‘Barbie’ movie review: Don’t be fooled by the hype; this is an essential piece of cinema
There’s a certain intrigue surrounding the release of Greta Gerwig’s Barbie, not only because of its very subject matter, nor the all-star cast of Margot Robbie, Ryan Gosling, Will Ferrell and the like, but also for the kind of skewed socio-politics that the famed doll has represented since her arrival on shop shelves in 1959.
In bringing Barbie to life, we find the near-perfect Robbie playing the ‘stereotypical’ blonde version of the doll whose seemingly perfect life in Barbieland is thrown into disarray when she is afflicted with thoughts representing a depressive, existential crisis. Imbued with the kind of anxieties that so many of us experience in our lives, including a lack of self-worth, a crippling doubt in our very purpose, and, of course, the fear of growing old and ugly with cellulite, Barbie’s plastic fantasy falls apart.

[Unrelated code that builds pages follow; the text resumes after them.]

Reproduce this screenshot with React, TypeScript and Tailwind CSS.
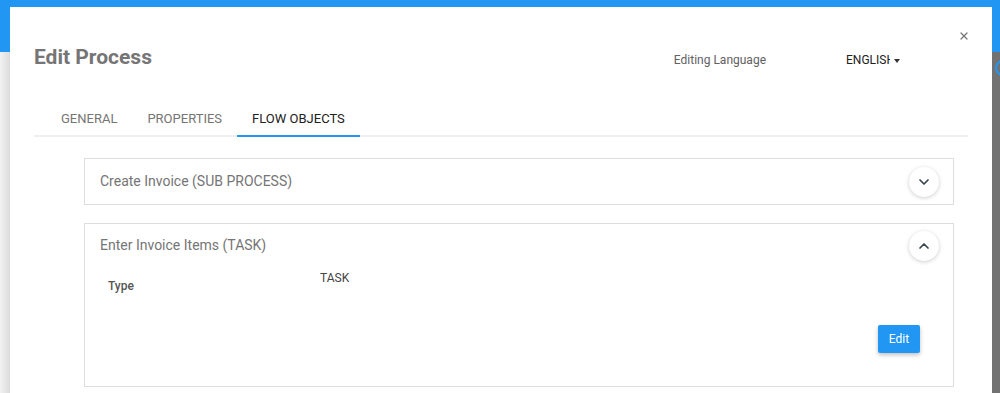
import { ChevronDown, ChevronUp, X } from "lucide-react";

const tabs = ["GENERAL", "PROPERTIES", "FLOW OBJECTS"];

function RoundToggle({ open }: { open: boolean }) {
  const Icon = open ? ChevronUp : ChevronDown;
  return (
    <button className="flex size-[30px] items-center justify-center rounded-full bg-white shadow-[0_1px_4px_rgba(0,0,0,0.2)]">
      <Icon className="size-4 text-[#37474f]" strokeWidth={2.6} />
    </button>
  );
}

export default function App() {
  return (
    <div className="relative h-[393px] w-[1000px] overflow-hidden bg-[#e9e9e9] font-['Roboto',sans-serif]">
      {/* page behind the dialog */}
      <div className="absolute inset-x-0 top-0 h-[52px] bg-[#2196f3]" />
      <div className="absolute right-0 top-[52px] bottom-0 w-[9px] bg-[#727272]">
        <div className="mt-2 ml-1 size-4 rounded-full border-2 border-[#2196f3]" />
      </div>
      <div className="absolute left-0 top-[52px] bottom-0 w-[10px] bg-gradient-to-r from-[#f2f2f2] to-[#dcdcdc]" />

      {/* dialog */}
      <div className="absolute left-[10px] top-[7px] h-[400px] w-[982px] bg-white">
        <div className="flex items-start pl-[24px] pr-[22px] pt-[27px]">
          <h1 className="mt-[8px] text-[21px] font-bold text-[#757575]">Edit Process</h1>
          <div className="ml-auto mt-[17px] flex items-center">
            <span className="text-[12px] text-[#616161]">Editing Language</span>
            <div className="ml-[80px] flex items-center">
              <span className="w-[44px] overflow-hidden whitespace-nowrap text-[12px] text-[#212121]">ENGLISH</span>
              <span className="ml-[4px] mt-[1px] border-x-[3.5px] border-t-[4px] border-x-transparent border-t-[#333]" />
            </div>
          </div>
          <X className="ml-[58px] -mt-[4px] size-[12px] text-[#777]" strokeWidth={2.4} />
        </div>

        <div className="mx-[24px] mt-[35px] flex border-b-2 border-[#eeeeee] pl-[12px]">
          {tabs.map((t, i) => (
            <div
              key={t}
              className={`-mb-[2px] border-b-2 px-[15px] pb-[7px] text-[13px] ${
                i === 2 ? "border-[#2196f3] text-[#212121]" : "border-transparent text-[#757575]"
              }`}
            >
              {t}
            </div>
          ))}
        </div>

        <div className="ml-[74px] mr-[38px] mt-[21px] flex flex-col gap-[18px]">
          <div className="flex h-[47px] items-center border border-[#dddddd] pl-[15px] pr-[14px]">
            <span className="text-[14px] text-[#757575]">Create Invoice (SUB PROCESS)</span>
            <div className="ml-auto">
              <RoundToggle open={false} />
            </div>
          </div>

          <div className="flex h-[164px] flex-col border border-[#dddddd] pl-[15px] pr-[14px]">
            <div className="flex h-[42px] items-center pt-[1px]">
              <span className="text-[14px] text-[#757575]">Enter Invoice Items (TASK)</span>
              <div className="ml-auto">
                <RoundToggle open />
              </div>
            </div>
            <div className="flex pl-[8px]">
              <span className="mt-[11px] w-[212px] text-[12px] font-medium text-[#555]">Type</span>
              <span className="mt-[3px] text-[12px] text-[#444]">TASK</span>
            </div>
            <div className="mt-[30px] flex justify-end pr-[19px]">
              <button className="h-[28px] w-[42px] rounded-[2px] bg-[#2196f3] text-[12px] text-white shadow-[0_2px_4px_rgba(0,0,0,0.25)]">
                Edit
              </button>
            </div>
          </div>
        </div>
      </div>
    </div>
  );
}
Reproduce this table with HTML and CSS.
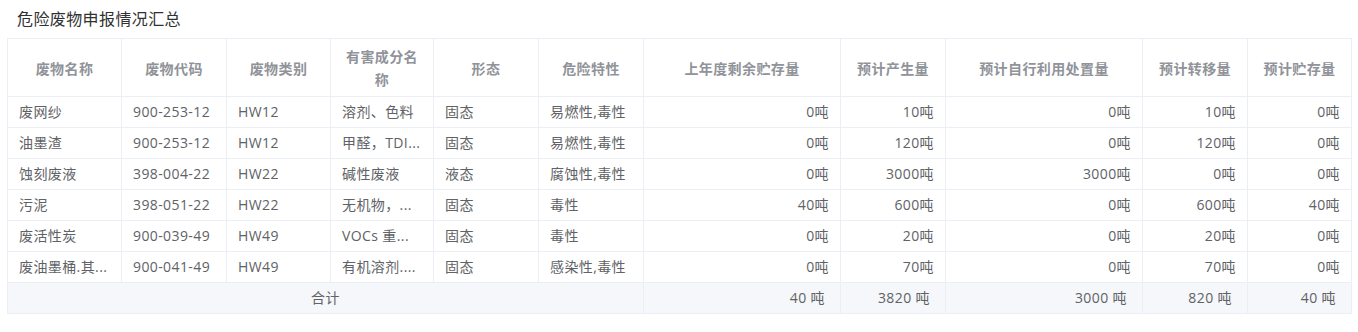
FILE: index.html
```html
<!DOCTYPE html>
<html lang="zh">
<head>
<meta charset="utf-8">
<link rel="stylesheet" href="styles.css">
</head>
<body>
<div class="page">
  <h3 class="title">危险废物申报情况汇总</h3>
  <table class="grid">
    <colgroup>
      <col class="w114"><col class="w105"><col class="w104"><col class="w103"><col class="w105"><col class="w105"><col class="w197"><col class="w105"><col class="w197"><col class="w105"><col class="w104">
    </colgroup>
    <thead>
      <tr>
        <th>废物名称</th><th>废物代码</th><th>废物类别</th><th>有害成分名称</th><th>形态</th><th>危险特性</th><th>上年度剩余贮存量</th><th>预计产生量</th><th>预计自行利用处置量</th><th>预计转移量</th><th>预计贮存量</th>
      </tr>
    </thead>
    <tbody>
      <tr><td>废网纱</td><td>900-253-12</td><td>HW12</td><td>溶剂、色料</td><td>固态</td><td>易燃性,毒性</td><td class="num">0吨</td><td class="num">10吨</td><td class="num">0吨</td><td class="num">10吨</td><td class="num">0吨</td></tr>
      <tr><td>油墨渣</td><td>900-253-12</td><td>HW12</td><td>甲醛，TDI...</td><td>固态</td><td>易燃性,毒性</td><td class="num">0吨</td><td class="num">120吨</td><td class="num">0吨</td><td class="num">120吨</td><td class="num">0吨</td></tr>
      <tr><td>蚀刻废液</td><td>398-004-22</td><td>HW22</td><td>碱性废液</td><td>液态</td><td>腐蚀性,毒性</td><td class="num">0吨</td><td class="num">3000吨</td><td class="num">3000吨</td><td class="num">0吨</td><td class="num">0吨</td></tr>
      <tr><td>污泥</td><td>398-051-22</td><td>HW22</td><td>无机物，...</td><td>固态</td><td>毒性</td><td class="num">40吨</td><td class="num">600吨</td><td class="num">0吨</td><td class="num">600吨</td><td class="num">40吨</td></tr>
      <tr><td>废活性炭</td><td>900-039-49</td><td>HW49</td><td>VOCs 重...</td><td>固态</td><td>毒性</td><td class="num">0吨</td><td class="num">20吨</td><td class="num">0吨</td><td class="num">20吨</td><td class="num">0吨</td></tr>
      <tr><td>废油墨桶.其...</td><td>900-041-49</td><td>HW49</td><td>有机溶剂....</td><td>固态</td><td>感染性,毒性</td><td class="num">0吨</td><td class="num">70吨</td><td class="num">0吨</td><td class="num">70吨</td><td class="num">0吨</td></tr>
    </tbody>
    <tfoot>
      <tr><td colspan="6" class="total">合计</td><td class="num">40 吨</td><td class="num">3820 吨</td><td class="num">3000 吨</td><td class="num">820 吨</td><td class="num">40 吨</td></tr>
    </tfoot>
  </table>
</div>
</body>
</html>
```

FILE: styles.css
```css
html, body {
  margin: 0;
  padding: 0;
  background: #ffffff;
}
body {
  font-family: "Open Sans", "Noto Sans CJK SC", sans-serif;
  font-size: 14px;
  letter-spacing: 0.4px;
  color: #606266;
}
.page {
  padding: 7px 7px;
}
.title {
  margin: 0;
  padding: 0 0 0 10px;
  font-size: 16px;
  font-weight: normal;
  color: #303133;
  line-height: 24px;
  height: 31px;
}
.grid {
  width: 1344px;
  table-layout: fixed;
  border-collapse: collapse;
  border: 1px solid #ebeef5;
}
.w114 { width: 114px; }
.w105 { width: 105px; }
.w104 { width: 104px; }
.w103 { width: 103px; }
.w197 { width: 197px; }
.grid th,
.grid td {
  border: 1px solid #ebeef5;
  padding: 4px 11px;
  line-height: 22px;
  white-space: nowrap;
  overflow: hidden;
  text-align: left;
  font-weight: normal;
}
.grid th {
  padding: 6px 11px 5px;
  line-height: 23px;
  text-align: center;
  color: #909399;
  font-weight: bold;
  white-space: normal;
}
.grid td.num {
  text-align: right;
}
.grid tfoot td {
  background: #f5f7fa;
}
.grid tfoot td.num {
  padding-right: 15px;
}
.grid tfoot td.total {
  text-align: center;
}
```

Barbie’s perfect life had been going so well until this point; she lived in a perfect dream house with all the other successful Barbies – President Barbie, Lawyer Barbie, Doctor Barbie – and ruled over her dominion with grace and ease. However, when Barbie heads to the real world to confront her owner over these god-awful feelings she suddenly experiences (with Gosling’s Ken tagging along for the ride), she finds that this strange otherworld is diametrically opposed to her beloved fictional reality.
Barbie is mortified to discover that not only has she been abandoned by her former owner and her very existence is now deemed reprehensible for giving impressionable young girls the wrong ideas about their self-worth, but also that there’s a mysterious little something called ‘the patriarchy’, that renders her sexually objectified and overtly self-conscious, a belief system that Ken naturally seems to thrive in.
Barbie is obviously bright, glaringly fabulous, beautifully choreographed and attentively performed. There’s razor-sharp and poignant wit throughout the excellent script, whether in the snappy considerations of Weird Barbie (Kate McKinnon) or through the utter lack of self-reflection in the Kens or the Mattel CEO (Will Ferrell). However, Barbie is not merely a comic turn, a wry laugh at the ridiculous nature of a film based on the famous doll; it’s also a poignant reflection on what Barbie can represent in a life filled with the horrors and pains of mortality.
The harrowing losses, the misunderstandings, the utter lack of direction – all of these things are what make up our very existence as emotional beings, and Barbie is an outright celebration of that uniquely human experience. Gerwig suggests that Barbie (the Mattel product itself) essentially created a fantasy harshly sheltered from the torturous reality of the real world. The remedy? A normal Barbie, a Barbie who is just happy to get through the day without feeling like she wants to die. A broke, single mother Barbie, whose most significant achievement is being content with her lot in life.
Gerwig has struck gold with Barbie; a considerable audience and subsequent box office surely await, and by using the famed toy as the central allure, Gerwig is able to tell us ‘brainwashed’ cinemagoers of Barbie’s actual meaning and her relation to our actual human lives. This makes Barbie an essential piece of cinema, a film undoubtedly for us all, and that’s universal art deserving of acclaim.
This is, believe it or not, a very complex film indeed. There’s no immediate remedy for our presently still-troubled sexual socio-political situation; if it were that easy, we might not need such a film, even if it’s one where the bright lights can occasionally detract from the vital conversation that’s taking place.
This is certainly not merely a film to watch only once, to laugh and sing along to, and be done with. In fact, Barbie may just accomplish the greatest of all art’s tasks, and incite change. Don’t be fooled by her hype or her history; Barbie is an essential piece of cinema for the modern age.